What Do Temporal Graph Learning Models Learn?
Abigail J. Hayes, Tobias Schumacher, Markus Strohmaier
TL;DR
The paper tackles the reliability and interpretability of temporal-graph benchmarks by asking what eight intuitive properties dynamic models actually learn. It introduces a property-based evaluation framework and systematically tests seven models on synthetic and real datasets, revealing a mixed picture: models reliably learn some mechanisms like preferential attachment but struggle with edge direction, density, and recency, and only a subset capture persistence or periodicity. The findings highlight fundamental limitations in current temporal graph learners and motivate interpretability-driven evaluations and targeted model improvements.
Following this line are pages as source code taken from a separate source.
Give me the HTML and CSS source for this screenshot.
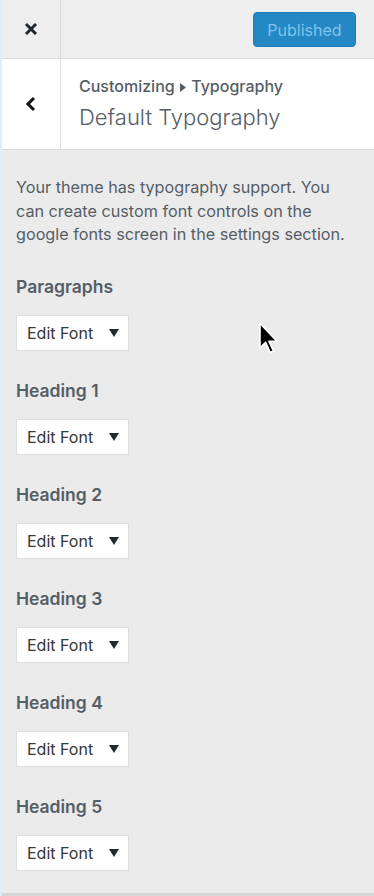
FILE: index.html
```html
<!DOCTYPE html>
<html lang="en">
<head>
  <meta charset="UTF-8">
  <meta name="viewport" content="width=device-width, initial-scale=1.0">
  <title>Default Typography</title>
  <link rel="stylesheet" href="styles.css">
</head>
<body>
  <div class="panel">
    <div class="topbar">
      <button class="close" aria-label="Close">
        <svg width="14" height="14" viewBox="0 0 14 14"><path d="M2 2 L12 12 M12 2 L2 12" stroke="#23282d" stroke-width="3"/></svg>
      </button>
      <button class="publish" disabled>Published</button>
    </div>

    <div class="header">
      <button class="back" aria-label="Back">
        <svg width="12" height="16" viewBox="0 0 12 16"><path d="M9 2 L3 8 L9 14" fill="none" stroke="#111" stroke-width="3"/></svg>
      </button>
      <div class="title">
        <div class="crumbs">Customizing <svg class="caret" width="6" height="9" viewBox="0 0 6 9"><path d="M0 0 L6 4.5 L0 9 Z" fill="#555d66"/></svg> Typography</div>
        <h2>Default Typography</h2>
      </div>
    </div>

    <div class="content">
      <p class="desc">Your theme has typography support. You can create custom font controls on the google fonts screen in the settings section.</p>

      <div class="control">
        <label>Paragraphs</label>
        <div class="select">Edit Font <svg class="arrow" width="10" height="8" viewBox="0 0 10 8"><path d="M0 0 L10 0 L5 8 Z" fill="#23282d"/></svg></div>
      </div>
      <div class="control">
        <label>Heading 1</label>
        <div class="select">Edit Font <svg class="arrow" width="10" height="8" viewBox="0 0 10 8"><path d="M0 0 L10 0 L5 8 Z" fill="#23282d"/></svg></div>
      </div>
      <div class="control">
        <label>Heading 2</label>
        <div class="select">Edit Font <svg class="arrow" width="10" height="8" viewBox="0 0 10 8"><path d="M0 0 L10 0 L5 8 Z" fill="#23282d"/></svg></div>
      </div>
      <div class="control">
        <label>Heading 3</label>
        <div class="select">Edit Font <svg class="arrow" width="10" height="8" viewBox="0 0 10 8"><path d="M0 0 L10 0 L5 8 Z" fill="#23282d"/></svg></div>
      </div>
      <div class="control">
        <label>Heading 4</label>
        <div class="select">Edit Font <svg class="arrow" width="10" height="8" viewBox="0 0 10 8"><path d="M0 0 L10 0 L5 8 Z" fill="#23282d"/></svg></div>
      </div>
      <div class="control">
        <label>Heading 5</label>
        <div class="select">Edit Font <svg class="arrow" width="10" height="8" viewBox="0 0 10 8"><path d="M0 0 L10 0 L5 8 Z" fill="#23282d"/></svg></div>
      </div>
    </div>
    <div class="footer"></div>

    <!-- mouse pointer over the panel -->
    <svg class="cursor" width="24" height="34" viewBox="0 0 20 30">
      <path d="M2 1 L2 23 L7 18 L11 27 L14 25.5 L10 17 L17 17 Z" fill="#000" stroke="#fff" stroke-width="1.5" stroke-linejoin="round"/>
    </svg>
  </div>
</body>
</html>
```

FILE: styles.css
```css
body {
  margin: 0;
  font-family: Inter, "Noto Sans", sans-serif;
  background: #ebebeb;
  color: #555d66;
}
.panel {
  position: relative;
  width: 374px;
  height: 896px;
  display: flex;
  flex-direction: column;
  border-left: 2px solid #e2eef7;
  box-sizing: border-box;
  overflow: hidden;
}
button {
  font-family: inherit;
  border: none;
  background: none;
  padding: 0;
}
.topbar {
  flex-shrink: 0;
  height: 58px;
  display: flex;
  align-items: center;
  justify-content: space-between;
  background: #eeeeee;
  border-bottom: 1px solid #dddddd;
  margin-left: -2px;
  padding-left: 2px;
}
.close {
  width: 59px;
  height: 58px;
  border-right: 1px solid #dddddd;
  display: flex;
  align-items: center;
  justify-content: center;
}
.publish {
  width: 103px;
  height: 35px;
  margin-right: 18px;
  margin-top: 1px;
  background: #2388c4;
  border: 1px solid #1f7fb8;
  border-radius: 4px;
  color: #82c3ea;
  font-size: 16px;
}
.header {
  flex-shrink: 0;
  height: 90px;
  display: flex;
  background: #ffffff;
  border-bottom: 1px solid #dddddd;
}
.back {
  width: 59px;
  border-right: 1px solid #dddddd;
  display: flex;
  align-items: center;
  justify-content: center;
}
.title {
  padding: 16px 0 0 18px;
}
.crumbs {
  font-size: 16px;
  font-weight: 500;
  color: #555d66;
  line-height: 22px;
}
.caret {
  margin: 0 1px;
}
.title h2 {
  margin: 5px 0 0;
  font-size: 22px;
  font-weight: 300;
  color: #555d66;
  line-height: 30px;
}
.content {
  flex: 1;
  min-height: 0;
  padding: 26px 14px 0 14px;
}
.desc {
  margin: 0 0 28px;
  font-size: 16.2px;
  line-height: 23.5px;
  color: #555d66;
}
.control {
  margin-bottom: 28px;
}
.control label {
  display: block;
  font-size: 17.5px;
  font-weight: 600;
  line-height: 24px;
  margin-bottom: 16px;
  color: #555d66;
}
.select {
  width: 101px;
  height: 34px;
  display: flex;
  align-items: center;
  justify-content: space-between;
  padding: 0 0 0 10px;
  background: #ffffff;
  border: 1px solid #dddddd;
  font-size: 16px;
  color: #32373c;
}
.arrow {
  margin-right: 9px;
}
.footer {
  flex-shrink: 0;
  height: 3px;
  background: #d6d6d6;
}
.cursor {
  position: absolute;
  left: 255px;
  top: 322px;
}
```
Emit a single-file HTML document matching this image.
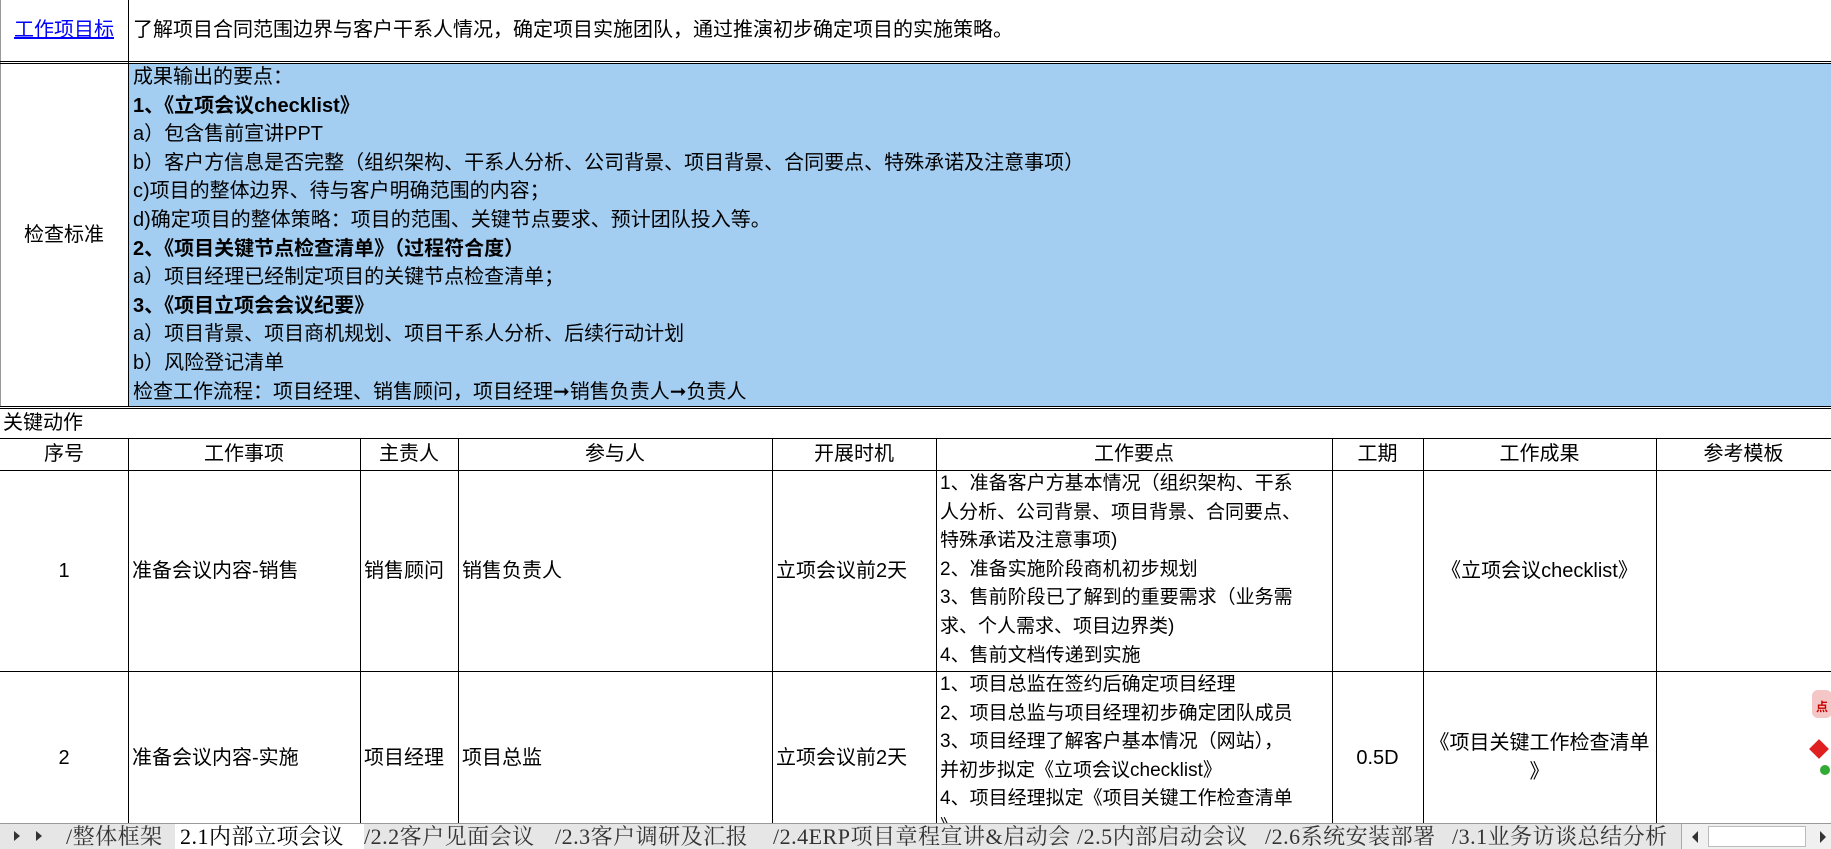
<!DOCTYPE html>
<html><head><meta charset="utf-8"><style>
*{margin:0;padding:0;box-sizing:border-box}
body{width:1831px;height:849px;overflow:hidden;background:#fff;font-family:"Liberation Sans","Noto Sans CJK SC",sans-serif;font-size:20px;color:#000;position:relative}
.a{position:absolute}
.h{position:absolute;background:#000;height:1px}
.v{position:absolute;background:#000;width:1px}
.c{position:absolute;display:flex;align-items:center;justify-content:center;text-align:center;line-height:28.6px}
.l{justify-content:flex-start;text-align:left;padding-left:4px}
.w{font-size:19px}
.tab{position:absolute;top:825px;height:24px;font-family:"Liberation Serif","Noto Serif CJK SC",serif;font-size:22px;line-height:24px;color:#333;white-space:nowrap;letter-spacing:0.5px}
</style></head><body>
<div class="v" style="left:0;top:0;height:406px;background:#999"></div>
<div class="v" style="left:128px;top:0;height:406px"></div>
<div class="c" style="left:0;top:0;width:128px;height:61px;color:#00f;text-decoration:underline">工作项目标</div>
<div class="c l" style="left:129px;top:0;width:1700px;height:61px">了解项目合同范围边界与客户干系人情况，确定项目实施团队，通过推演初步确定项目的实施策略。</div>
<div class="h" style="left:0;top:61px;width:1831px"></div>
<div class="h" style="left:0;top:63px;width:1831px"></div>
<div class="a" style="left:129px;top:64px;width:1702px;height:342px;background:#a3cdf1"></div>
<div class="c" style="left:0;top:64px;width:128px;height:342px">检查标准</div>
<div class="a" style="left:133px;top:63px;line-height:28.6px;white-space:nowrap">成果输出的要点：<br><b>1、《立项会议checklist》</b><br>a）包含售前宣讲PPT<br>b）客户方信息是否完整（组织架构、干系人分析、公司背景、项目背景、合同要点、特殊承诺及注意事项）<br>c)项目的整体边界、待与客户明确范围的内容；<br>d)确定项目的整体策略：项目的范围、关键节点要求、预计团队投入等。<br><b>2、《项目关键节点检查清单》（过程符合度）</b><br>a）项目经理已经制定项目的关键节点检查清单；<br><b>3、《项目立项会会议纪要》</b><br>a）项目背景、项目商机规划、项目干系人分析、后续行动计划<br>b）风险登记清单<br>检查工作流程：项目经理、销售顾问，项目经理➞销售负责人➞负责人</div>
<div class="h" style="left:0;top:406px;width:1831px"></div>
<div class="h" style="left:0;top:408px;width:1831px"></div>
<div class="a" style="left:3px;top:408px;line-height:30px">关键动作</div>
<div class="h" style="left:0;top:438px;width:1831px"></div>
<div class="h" style="left:0;top:470px;width:1831px"></div>
<div class="h" style="left:0;top:671px;width:1831px"></div>
<div class="v" style="left:128px;top:438px;height:390px"></div>
<div class="v" style="left:360px;top:438px;height:390px"></div>
<div class="v" style="left:458px;top:438px;height:390px"></div>
<div class="v" style="left:772px;top:438px;height:390px"></div>
<div class="v" style="left:936px;top:438px;height:390px"></div>
<div class="v" style="left:1332px;top:438px;height:390px"></div>
<div class="v" style="left:1423px;top:438px;height:390px"></div>
<div class="v" style="left:1656px;top:438px;height:390px"></div>
<div class="c" style="left:0;top:438px;width:128px;height:32px">序号</div>
<div class="c" style="left:128px;top:438px;width:232px;height:32px">工作事项</div>
<div class="c" style="left:360px;top:438px;width:98px;height:32px">主责人</div>
<div class="c" style="left:458px;top:438px;width:314px;height:32px">参与人</div>
<div class="c" style="left:772px;top:438px;width:164px;height:32px">开展时机</div>
<div class="c" style="left:936px;top:438px;width:396px;height:32px">工作要点</div>
<div class="c" style="left:1332px;top:438px;width:91px;height:32px">工期</div>
<div class="c" style="left:1423px;top:438px;width:233px;height:32px">工作成果</div>
<div class="c" style="left:1656px;top:438px;width:175px;height:32px">参考模板</div>
<div class="c" style="left:0;top:471px;width:128px;height:200px">1</div>
<div class="c l" style="left:128px;top:471px;width:232px;height:200px">准备会议内容-销售</div>
<div class="c l" style="left:360px;top:471px;width:98px;height:200px">销售顾问</div>
<div class="c l" style="left:458px;top:471px;width:314px;height:200px">销售负责人</div>
<div class="c l" style="left:772px;top:471px;width:164px;height:200px">立项会议前2天</div>
<div class="a w" style="left:940px;top:470px;line-height:28.6px;white-space:nowrap">1、准备客户方基本情况（组织架构、干系<br>人分析、公司背景、项目背景、合同要点、<br>特殊承诺及注意事项)<br>2、准备实施阶段商机初步规划<br>3、售前阶段已了解到的重要需求（业务需<br>求、个人需求、项目边界类)<br>4、售前文档传递到实施</div>
<div class="c" style="left:1423px;top:471px;width:233px;height:200px">《立项会议checklist》</div>
<div class="c" style="left:0;top:672px;width:128px;height:172px">2</div>
<div class="c l" style="left:128px;top:672px;width:232px;height:172px">准备会议内容-实施</div>
<div class="c l" style="left:360px;top:672px;width:98px;height:172px">项目经理</div>
<div class="c l" style="left:458px;top:672px;width:314px;height:172px">项目总监</div>
<div class="c l" style="left:772px;top:672px;width:164px;height:172px">立项会议前2天</div>
<div class="a w" style="left:940px;top:671px;line-height:28.6px;white-space:nowrap">1、项目总监在签约后确定项目经理<br>2、项目总监与项目经理初步确定团队成员<br>3、项目经理了解客户基本情况（网站），<br>并初步拟定《立项会议checklist》<br>4、项目经理拟定《项目关键工作检查清单<br>》</div>
<div class="c" style="left:1332px;top:672px;width:91px;height:172px">0.5D</div>
<div class="c" style="left:1423px;top:672px;width:233px;height:172px">《项目关键工作检查清单<br>》</div>
<div class="a" style="left:1812px;top:690px;width:20px;height:28px;background:#f4c6c6;border-radius:6px"></div>
<div class="a" style="left:1816px;top:698px;font-size:12px;color:#c00;font-weight:bold">点</div>
<div class="a" style="left:1812px;top:742px;width:14px;height:14px;background:#e02020;transform:rotate(45deg)"></div>
<div class="a" style="left:1820px;top:765px;width:10px;height:10px;background:#3a3;border-radius:50%"></div>
<div class="a" style="left:0;top:823px;width:1831px;height:26px;background:#e6e6e6;border-top:1px solid #9a9a9a"></div>
<div class="a" style="left:14px;top:831px;width:0;height:0;border-left:6px solid #333;border-top:5px solid transparent;border-bottom:5px solid transparent"></div>
<div class="a" style="left:36px;top:831px;width:0;height:0;border-left:6px solid #333;border-top:5px solid transparent;border-bottom:5px solid transparent"></div>
<div class="a" style="left:175px;top:824px;width:189px;height:25px;background:#fff"></div>
<div class="tab" style="left:66px">/整体框架</div>
<div class="tab" style="left:180px;color:#000">2.1内部立项会议</div>
<div class="tab" style="left:364px">/2.2客户见面会议</div>
<div class="tab" style="left:555px">/2.3客户调研及汇报</div>
<div class="tab" style="left:773px">/2.4ERP项目章程宣讲&amp;启动会</div>
<div class="tab" style="left:1077px">/2.5内部启动会议</div>
<div class="tab" style="left:1265px">/2.6系统安装部署</div>
<div class="tab" style="left:1452px;width:228px;overflow:hidden">/3.1业务访谈总结分析</div>
<div class="a" style="left:1681px;top:824px;width:150px;height:25px;background:#f0f0f0;border-left:1px solid #aaa"></div>
<div class="a" style="left:1692px;top:831px;width:0;height:0;border-right:6px solid #333;border-top:6px solid transparent;border-bottom:6px solid transparent"></div>
<div class="a" style="left:1708px;top:826px;width:98px;height:21px;background:#fff;border:1px solid #bbb"></div>
<div class="a" style="left:1820px;top:831px;width:0;height:0;border-left:6px solid #333;border-top:6px solid transparent;border-bottom:6px solid transparent"></div>
</body></html>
Practically, the work guides practitioners in selecting and calibrating models for tasks where specific temporal properties matter and suggests directions for developing models that better capture neglected dynamics.
Abstract
Learning on temporal graphs has become a central topic in graph representation learning, with numerous benchmarks indicating the strong performance of state-of-the-art models. However, recent work has raised concerns about the reliability of benchmark results, noting issues with commonly used evaluation protocols and the surprising competitiveness of simple heuristics. This contrast raises the question of which properties of the underlying graphs temporal graph learning models actually use to form their predictions. We address this by systematically evaluating seven models on their ability to capture eight fundamental attributes related to the link structure of temporal graphs. These include structural characteristics such as density, temporal patterns such as recency, and edge formation mechanisms such as homophily. Using both synthetic and real-world datasets, we analyze how well models learn these attributes. Our findings reveal a mixed picture: models capture some attributes well but fail to reproduce others. With this, we expose important limitations. Overall, we believe that our results provide practical insights for the application of temporal graph learning models, and motivate more interpretability-driven evaluations in temporal graph learning research.